■ WHAT IS EXPECTED ■
From the entries below, reproduce exactly the lines from the one with "Recreate this image" through the one with "string; pct: number;", both included, without images.

(Front-end source files)
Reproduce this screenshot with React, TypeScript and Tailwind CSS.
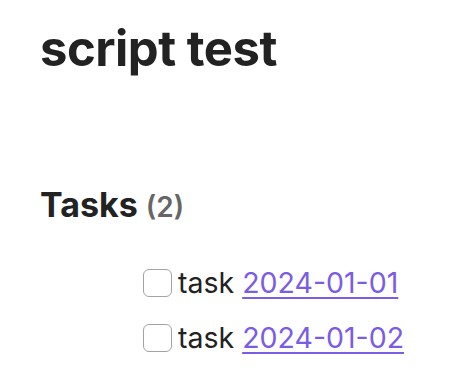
export default function App() {
  const tasks = ["2024-01-01", "2024-01-02"];

  return (
    <div className="min-h-screen bg-white px-[40px] text-[#222222]" style={{ fontFamily: "Inter, 'Noto Sans', sans-serif" }}>
      <h1 className="pt-[19px] text-[49px] font-bold leading-[60px] tracking-[-0.5px]">script test</h1>

      <h2 className="mt-[104px] text-[34px] font-bold leading-[44px]">
        Tasks <span className="text-[28px] font-semibold text-[#666666]">(2)</span>
      </h2>

      <ul className="mt-[40px] flex flex-col gap-[27px] pl-[103px]">
        {tasks.map((d) => (
          <li key={d} className="flex items-center gap-[6px] text-[28.5px] leading-[28px]">
            <span className="block h-[28px] w-[29px] shrink-0 rounded-[6px] border-[1.5px] border-[#a3a3a3] bg-white" />
            <span>
              task{" "}
              <a href="#" className="text-[#7b5ce5] underline decoration-[2px] underline-offset-[4px]">
                {d}
              </a>
            </span>
          </li>
        ))}
      </ul>
    </div>
  );
}
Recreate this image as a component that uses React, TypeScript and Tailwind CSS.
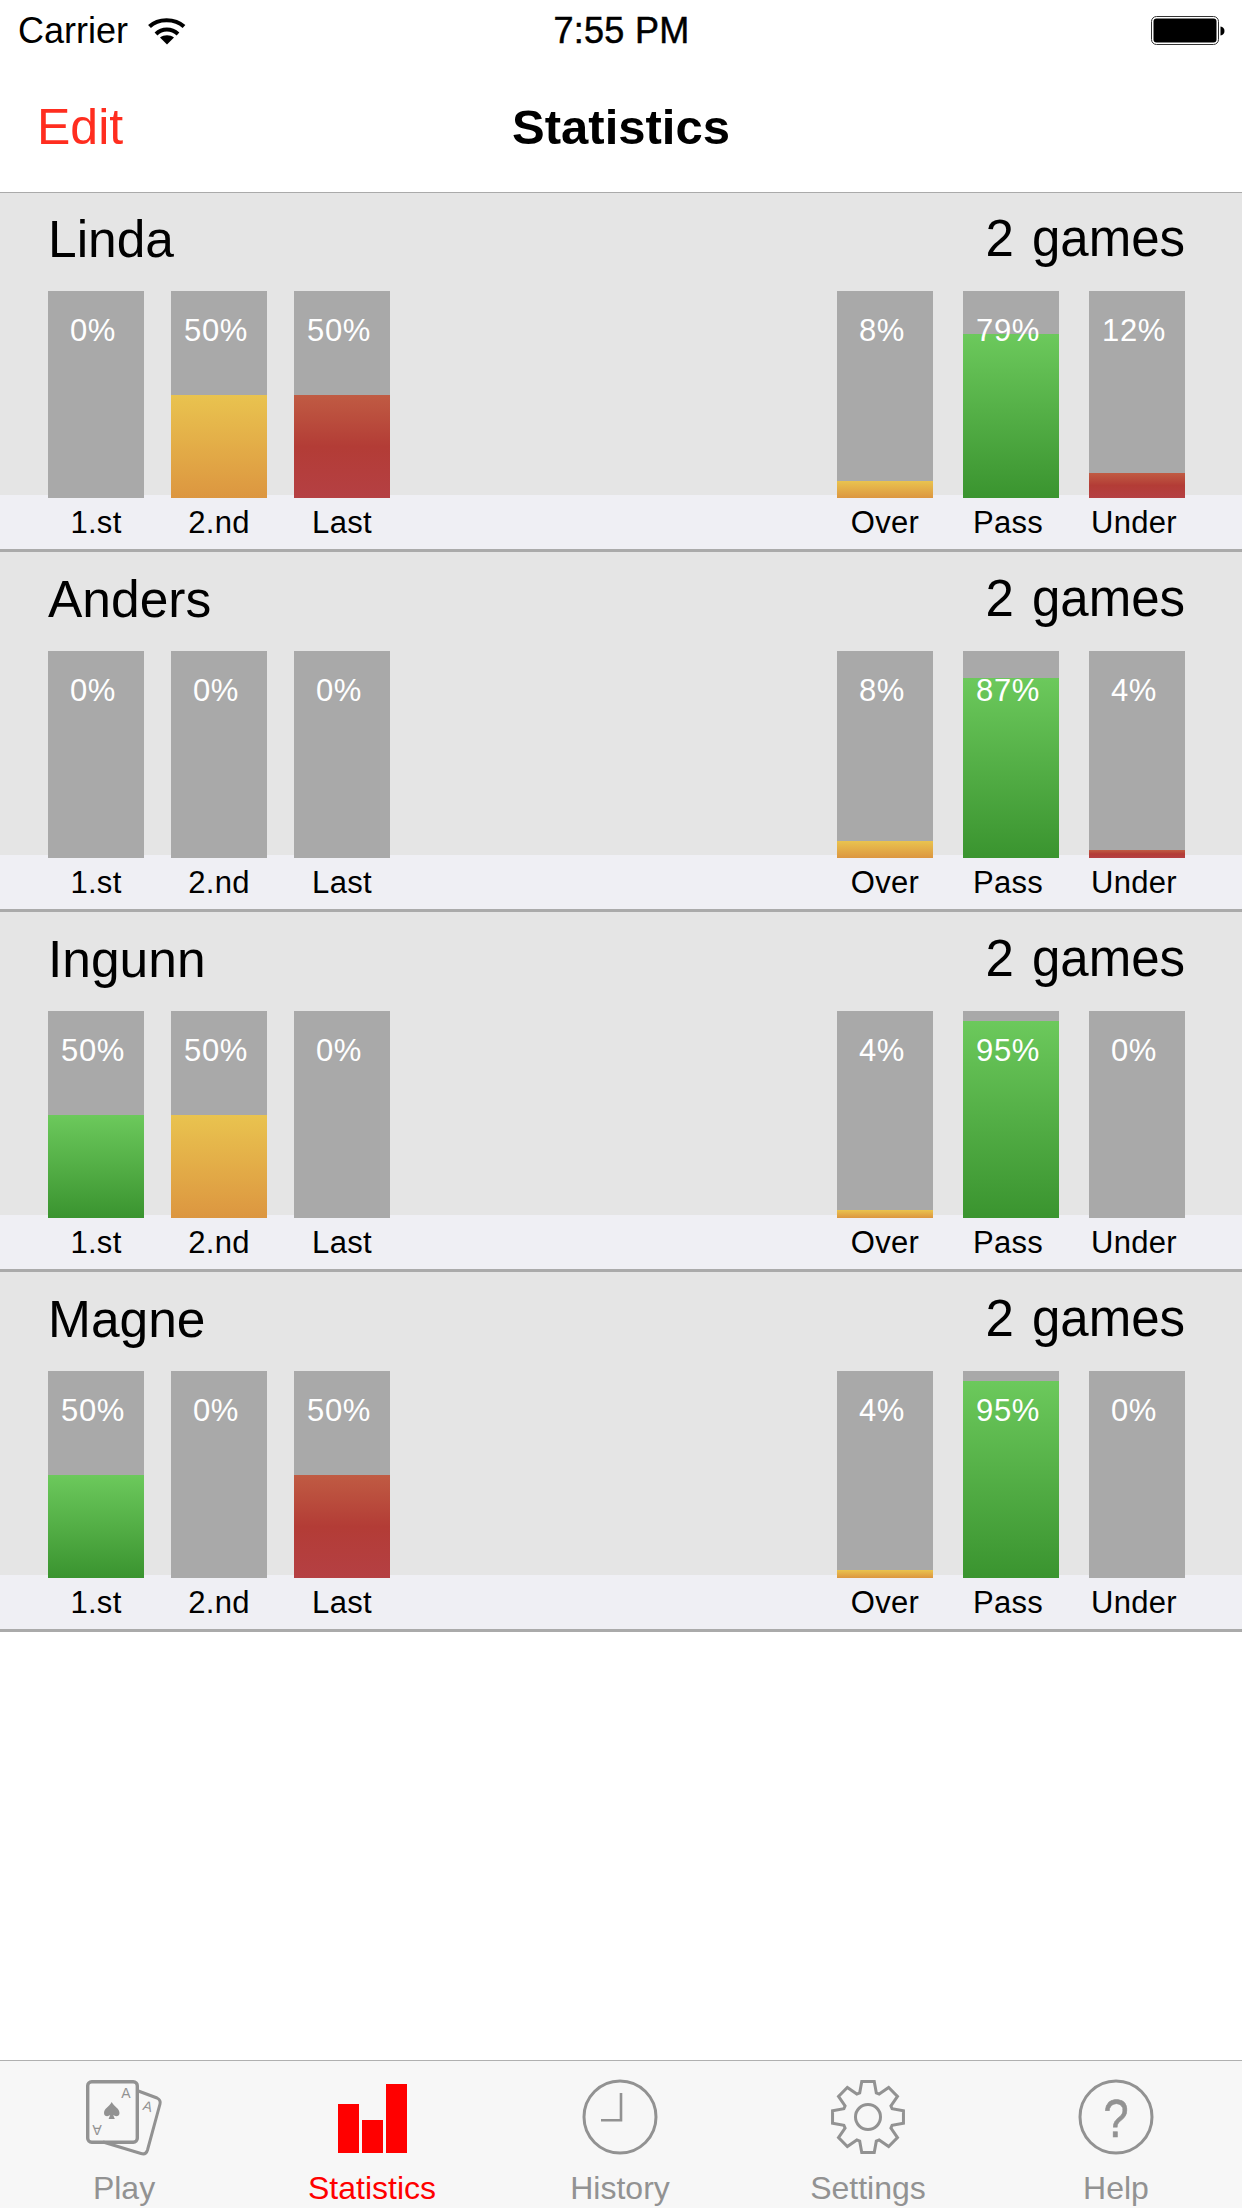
const SANS = "font-['Liberation_Sans',Arial,sans-serif]";

type Bar = { label: string; pct: number; kind: "green" | "yellow" | "red" };

const GRADIENTS = {
  green: "bg-gradient-to-b from-[#6cc95c] to-[#3a942f]",
  yellow: "bg-gradient-to-b from-[#e9c34f] to-[#dc9640]",
  red: "bg-gradient-to-b from-[#c05b43] via-[#b33c36] to-[#b54043]",
};

function place(a: number, b: number, c: number): Bar[] {
  return [
    { label: "1.st", pct: a, kind: "green" },
    { label: "2.nd", pct: b, kind: "yellow" },
    { label: "Last", pct: c, kind: "red" },
  ];
}
function par(a: number, b: number, c: number): Bar[] {
  return [
    { label: "Over", pct: a, kind: "yellow" },
    { label: "Pass", pct: b, kind: "green" },
    { label: "Under", pct: c, kind: "red" },
  ];
}

const PLAYERS = [
  { name: "Linda", left: place(0, 50, 50), right: par(8, 79, 12) },
  { name: "Anders", left: place(0, 0, 0), right: par(8, 87, 4) },
  { name: "Ingunn", left: place(50, 50, 0), right: par(4, 95, 0) },
  { name: "Magne", left: place(50, 0, 50), right: par(4, 95, 0) },
];

function BarView({ bar }: { bar: Bar }) {
  const h = Math.round(bar.pct * 2.07);
  return (
    <div className="relative z-10 h-[207px] w-[96px] bg-[#a9a9a9]">
      {bar.pct > 0 && (
        <div className={`absolute bottom-0 left-0 right-0 ${GRADIENTS[bar.kind]}`} style={{ height: h }} />
      )}
      <div className="absolute left-0 right-[6px] top-[22px] text-center text-[31px] leading-[36px] tracking-[0.6px] text-white">
        {bar.pct}%
      </div>
    </div>
  );
}

function Group({ bars, gap }: { bars: Bar[]; gap: string }) {
  return <div className={`flex ${gap}`}>{bars.map((b) => <BarView key={b.label} bar={b} />)}</div>;
}

function Labels({ bars, gap, shift }: { bars: Bar[]; gap: string; shift?: boolean }) {
  return (
    <div className={`flex ${gap}`}>
      {bars.map((b, i) => (
        <div
          key={b.label}
          className={`w-[96px] text-center text-[31px] leading-[36px] tracking-[0.3px] text-black ${shift && i > 0 ? "pr-[6px]" : ""}`}
        >
          {b.label}
        </div>
      ))}
    </div>
  );
}

function PlayerRow({ p }: { p: (typeof PLAYERS)[number] }) {
  return (
    <div className="flex h-[360px] flex-col border-b-[3px] border-[#aaaaaa] bg-[#e5e5e5] pt-px first:h-[359px] first:pt-0">
      <div className="flex h-[98px] items-start justify-between pl-[48px] pr-[57px] pt-[17px] text-black">
        <span className="text-[51.5px] leading-[58px]">{p.name}</span>
        <span className="text-[51px] leading-[58px] [word-spacing:4px]">2 games</span>
      </div>
      <div className="flex justify-between pl-[48px] pr-[57px]">
        <Group bars={p.left} gap="gap-[27px]" />
        <Group bars={p.right} gap="gap-[30px]" />
      </div>
      <div className="-mt-[3px] flex flex-1 justify-between bg-[#efeff4] pl-[48px] pr-[57px] pt-[10px]">
        <Labels bars={p.left} gap="gap-[27px]" />
        <Labels bars={p.right} gap="gap-[30px]" shift />
      </div>
    </div>
  );
}

function Wifi() {
  return (
    <svg width="38" height="28" viewBox="0 0 38 28" className="block">
      <path d="M1.5 9.5 C10 1 27 1 36 9.5" fill="none" stroke="#000" strokeWidth="4" />
      <path d="M8 17 C14 11 23.5 11 30 17" fill="none" stroke="#000" strokeWidth="4" />
      <path d="M19 27.5 L12 20.5 C16 17.5 22 17.5 26 20.5 Z" fill="#000" />
    </svg>
  );
}

function Battery() {
  return (
    <svg width="74" height="30" viewBox="0 0 74 30" className="block">
      <rect x="0.5" y="0.5" width="67" height="28" rx="5" fill="none" stroke="#333" strokeWidth="1" />
      <rect x="2.5" y="2.5" width="63" height="24" rx="3" fill="#000" />
      <path d="M69.5 10.5 C72 11 73.5 12.5 73.5 15 C73.5 17.5 72 19 69.5 19.5 Z" fill="#000" />
    </svg>
  );
}

const GREY = "#929292";

function PlayIcon() {
  return (
    <svg width="80" height="80" viewBox="0 0 80 80" className="block">
      <path d="M53 13.5 L73 21 Q77 23 76 27 L63.5 73 Q62 78 57 76.5 L19 65" fill="none" stroke={GREY} strokeWidth="3" />
      <rect x="3.7" y="4.7" width="49.6" height="60.6" rx="4" fill="none" stroke={GREY} strokeWidth="3.4" />
      <path d="M27.7 25 C30.5 30 35.5 31.5 35.5 36 C35.5 39.5 31.5 40 29.2 38 L30.8 42 L24.6 42 L26.2 38 C23.9 40 20 39.5 20 36 C20 31.5 25 30 27.7 25 Z" fill={GREY} />
      <text x="42" y="21" textAnchor="middle" fontSize="14" fill={GREY} fontFamily="Liberation Sans, Arial, sans-serif">A</text>
      <text transform="translate(13 48) rotate(180)" textAnchor="middle" fontSize="14" fill={GREY} fontFamily="Liberation Sans, Arial, sans-serif">A</text>
      <text transform="translate(62.5 34) rotate(15)" textAnchor="middle" fontSize="14" fill={GREY} fontFamily="Liberation Sans, Arial, sans-serif">A</text>
    </svg>
  );
}

function StatsIcon() {
  return (
    <svg width="80" height="80" viewBox="0 0 80 80" className="block">
      <rect x="6" y="27" width="21" height="49" fill="#ff0000" />
      <rect x="30" y="43" width="21" height="33" fill="#ff0000" />
      <rect x="54" y="7" width="21" height="69" fill="#ff0000" />
    </svg>
  );
}

function ClockIcon() {
  return (
    <svg width="80" height="80" viewBox="0 0 80 80" className="block">
      <circle cx="40" cy="40" r="36" fill="none" stroke={GREY} strokeWidth="3" />
      <path d="M41 16 L41 43.2 L21 43.2" fill="none" stroke={GREY} strokeWidth="2.6" />
    </svg>
  );
}

function gearPath() {
  const cx = 40;
  const cy = 40;
  const pts: string[] = [];
  const teeth = 8;
  for (let i = 0; i < teeth; i++) {
    const a = (i * 2 * Math.PI) / teeth - Math.PI / 2;
    const p = (r: number, d: number) => {
      const t = a + (d * Math.PI) / 180;
      return `${(cx + r * Math.cos(t)).toFixed(2)} ${(cy + r * Math.sin(t)).toFixed(2)}`;
    };
    pts.push(p(25.5, -19), p(36, -10), p(36, 10), p(25.5, 19));
  }
  return `M${pts.join(" L")} Z`;
}

function GearIcon() {
  return (
    <svg width="80" height="80" viewBox="0 0 80 80" className="block">
      <path d={gearPath()} fill="none" stroke={GREY} strokeWidth="3" strokeLinejoin="miter" />
      <circle cx="40" cy="40" r="12.5" fill="none" stroke={GREY} strokeWidth="3" />
    </svg>
  );
}

function HelpIcon() {
  return (
    <svg width="80" height="80" viewBox="0 0 80 80" className="block">
      <circle cx="40" cy="40" r="36" fill="none" stroke={GREY} strokeWidth="3" />
      <text transform="translate(40 60) scale(0.85 1)" textAnchor="middle" fontSize="53" fill={GREY} stroke={GREY} strokeWidth="0.6" fontFamily="Liberation Sans, Arial, sans-serif">?</text>
    </svg>
  );
}

const TABS = [
  { label: "Play", icon: <PlayIcon />, active: false },
  { label: "Statistics", icon: <StatsIcon />, active: true },
  { label: "History", icon: <ClockIcon />, active: false },
  { label: "Settings", icon: <GearIcon />, active: false },
  { label: "Help", icon: <HelpIcon />, active: false },
];

export default function App() {
  return (
    <div className={`${SANS} flex h-[2208px] w-[1242px] flex-col overflow-hidden bg-white`}>
      <div className="flex h-[60px] shrink-0 items-center justify-between pl-[18px] pr-[17px] pt-[2px] text-[36px] text-black">
        <div className="flex w-[400px] items-center gap-[20px]">
          <span className="leading-[60px]">Carrier</span>
          <Wifi />
        </div>
        <span className="leading-[60px] tracking-[0.3px] [-webkit-text-stroke:0.5px_black]">7:55 PM</span>
        <div className="flex w-[400px] justify-end">
          <Battery />
        </div>
      </div>
      <div className="relative flex h-[132px] shrink-0 items-center justify-center pt-[2px]">
        <span className="absolute left-[37px] top-[38px] text-[50px] leading-[58px] text-[#ff2d1f]">Edit</span>
        <span className="text-[49px] font-bold leading-[58px] text-black">Statistics</span>
      </div>
      <div className="h-px shrink-0 bg-[#aaaaaa]" />
      <div className="flex flex-col">
        {PLAYERS.map((p) => <PlayerRow key={p.name} p={p} />)}
      </div>
      <div className="flex-1" />
      <div className="flex h-[148px] shrink-0 border-t border-[#b0b0b0] bg-[#f7f7f7]">
        {TABS.map((t) => (
          <div key={t.label} className="flex w-[248px] flex-col items-center">
            <div className="flex h-[109px] items-start justify-center pt-[16px]">{t.icon}</div>
            <span className={`text-[32px] leading-[36px] ${t.active ? "text-[#ff0000]" : "text-[#929292]"}`}>{t.label}</span>
          </div>
        ))}
      </div>
    </div>
  );
}
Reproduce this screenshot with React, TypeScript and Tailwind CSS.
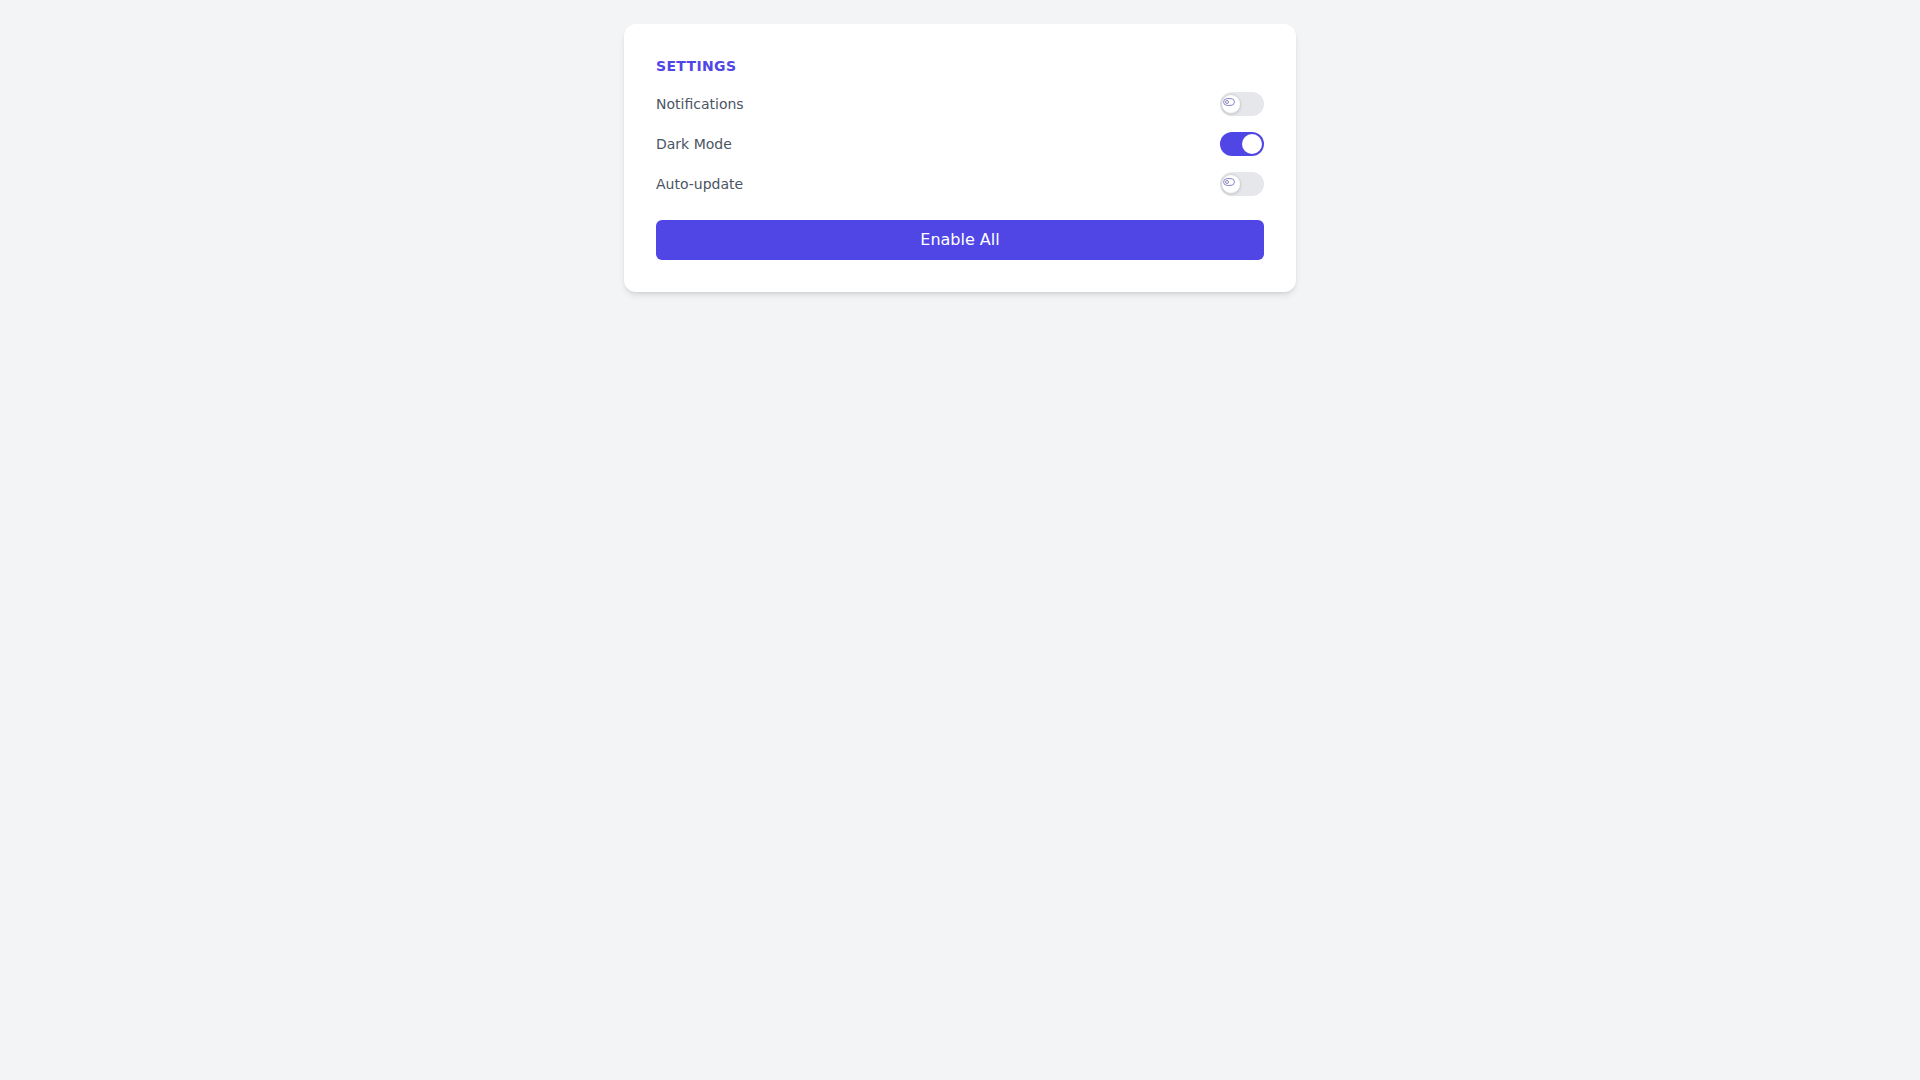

■ ANSWER TO THIS TASK ■
Recreate this image as a component that uses React, TypeScript and Tailwind CSS.
const SANS = "font-['Liberation_Sans',Arial,sans-serif]";

type Bar = { label: string; pct: number; kind: "green" | "yellow" | "red" };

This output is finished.